Katoliknews.com – Pasangan suami isteri di Pakistan sedang berupaya mengajukan banding ke pengadilan tinggi terkait vonis mati yang mereka terima pada 2014.
Ucanews.com melaporkan pada Selasa, 11 Juni 2019 bahwa pengacara pasangan itu kini sedang menyiapkan materi bandingnya untuk diajukan ke Pengadilan Tinggi Lahore.
Mereka didampingi Saiful Malook, seorang pengacara yang baru sukses membatalkan vonis bersalah kepada Asia Bibi, wanita Katolik yang juga dituding menghina Islam, kasus yang menarik minat perhatian media-media internasional.
Sebuah pengadilan tinggi di Pakistan akan mendengarkan permohonan pasangan Kristen yang telah divonis mati sejak 2014 karena didakwa menghina Nabi Muhammad, demikian kata pengacara mereka.
Pasangan Shafqat Emmanuel yang cacat dan istrinya Shagufta Kausar ditangkap pada 2013 dan dijatuhi hukuman gantung di kota Toba Tek Singh di Provinsi Punjab di samping denda 200.000 rupee atau setara 28 juta rupiah setelah dituduh mengirim pesan teks yang menghina Nabi Muhammad.
Mereka tetap divonis meskipun ada ada bukti bahwa kartu SIM yang dihadirkan sebagai bukti oleh polisi adalah palsu, demikian menurut Ucanews.com.
Kasus ini diadukan oleh Mohammed Hussain, yang dikenal sebagai pendoa di Gojra. Ia menuduh bahwa pasangan itu telah mengirim pesan teks yang menyerang dirinya dan Muslim lain.
Pasangan itu mengaku tidak bersalah, mempertahankan bahwa mereka buta huruf dan tidak bisa menulis pesan teks yang ditulis dalam bahasa Inggris.
Mereka juga mengatakan bahwa kartu SIM yang digunakan untuk mengirim pesan diduga dibeli dengan menggunakan kartu identitas Kausar yang dicuri.
“Pengadilan tinggi akan mendengarkan permohonan kami pada 25 Juni,” kata Malook.
“Saya telah bertemu Shagufta Kausar, yang mendekam di sel yang sama di mana Asia Bibi dipenjara sebelum pembebasannya,” tambahnya.
Komisi Hak Asasi Manusia Pakistan (HRCP) dalam laporannya pada tahun 2018 menyatakan, pasal penodaan agama sering digunakan oleh banyak karena dendam pribadi.
Disebutkan juga bahwa banyak kasus, tuduhan penistaan agama yang berakhir pembunuhan massal atau pembunuhan terhadap tersangka sebelum mereka dapat diadili di pengadilan.
Bahkan, menurut laporan itu, jika terdakwa dinyatakan tidak bersalah oleh pengadilan, orang yang dituduh tidak lagi dapat menjalani kehidupan normal karena takut akan ancaman dari kaum ekstremis.
Menurut HRCP, minoritas masih menjadi yang paling sering menghadapi diskriminasi.

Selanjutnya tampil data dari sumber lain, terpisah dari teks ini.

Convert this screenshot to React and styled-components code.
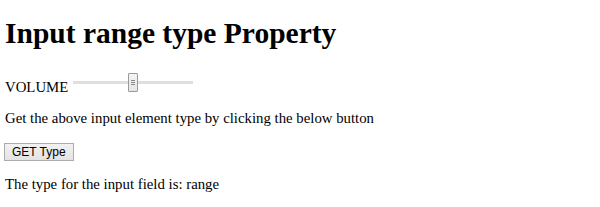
import React from "react";
import styled, { createGlobalStyle } from "styled-components";

const Global = createGlobalStyle`
  html, body { margin: 0; padding: 0; background: #fff; }
  body {
    font-family: "Liberation Serif", "Times New Roman", serif;
    font-size: 14.8px;
    color: #000;
  }
`;

const Page = styled.div`
  padding: 0 5px;
  display: flex;
  flex-direction: column;
  align-items: flex-start;
`;

const Title = styled.h1`
  margin: 18px 0 0;
  font-size: 29.5px;
  line-height: 30px;
  font-weight: bold;
`;

const Row = styled.div`
  margin-top: 25px;
  display: flex;
  align-items: flex-end;
`;

const Label = styled.span`
  line-height: 17px;
`;

const Slider = styled.input`
  -webkit-appearance: none;
  appearance: none;
  width: 120px;
  height: 19px;
  margin: 0 0 4px 5px;
  padding: 0;
  background: transparent;
  outline: none;

  &::-webkit-slider-runnable-track {
    height: 3px;
    background: #e0dfdd;
    border-radius: 0;
  }
  &::-webkit-slider-thumb {
    -webkit-appearance: none;
    width: 10px;
    height: 19px;
    margin-top: -8px;
    box-sizing: border-box;
    border: 1px solid #9a9a9a;
    border-radius: 1px;
    background:
      linear-gradient(#8a8a8a, #8a8a8a) center 6px / 4px 1px no-repeat,
      linear-gradient(#8a8a8a, #8a8a8a) center 8px / 4px 1px no-repeat,
      linear-gradient(#8a8a8a, #8a8a8a) center 10px / 4px 1px no-repeat,
      linear-gradient(#f4f4f4, #e6e6e6);
  }
`;

const Text = styled.p`
  margin: ${(p) => p.$top}px 0 0;
  line-height: 17px;
`;

const Button = styled.button`
  margin-top: 15.6px;
  margin-left: -1px;
  height: 18px;
  padding: 0 7px;
  font-family: "Liberation Sans", Arial, sans-serif;
  font-size: 12px;
  line-height: 16px;
  color: #000;
  border: 1px solid #acacac;
  border-radius: 0;
  background: linear-gradient(#f2f2f2, #e3e3e3);
`;

export default function App() {
  return (
    <>
      <Global />
      <Page>
        <Title>Input range type Property</Title>
        <Row>
          <Label>VOLUME</Label>
          <Slider type="range" defaultValue={50} />
        </Row>
        <Text $top={14}>Get the above input element type by clicking the below button</Text>
        <Button>GET Type</Button>
        <Text $top={15.4}>The type for the input field is: range</Text>
      </Page>
    </>
  );
}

Meskipun belum ada yang digantung karena penistaan agama, banyak korban merana di penjara selama beberapa dekade sebelum dibebaskan.
Lembaga itu melaporkan bahwa pada tahun lalu, ada 18 kasus tuduhan penistaan agama.
Sejak 1990, hampir 70 orang telah dihukum mati karena tuduhan penistaan agama.
Saat ini, masih terdapat 40 orang lainnya yang menanti dieksekusi mati dan sebagiannya lagi menjalani hukuman seumur hidup.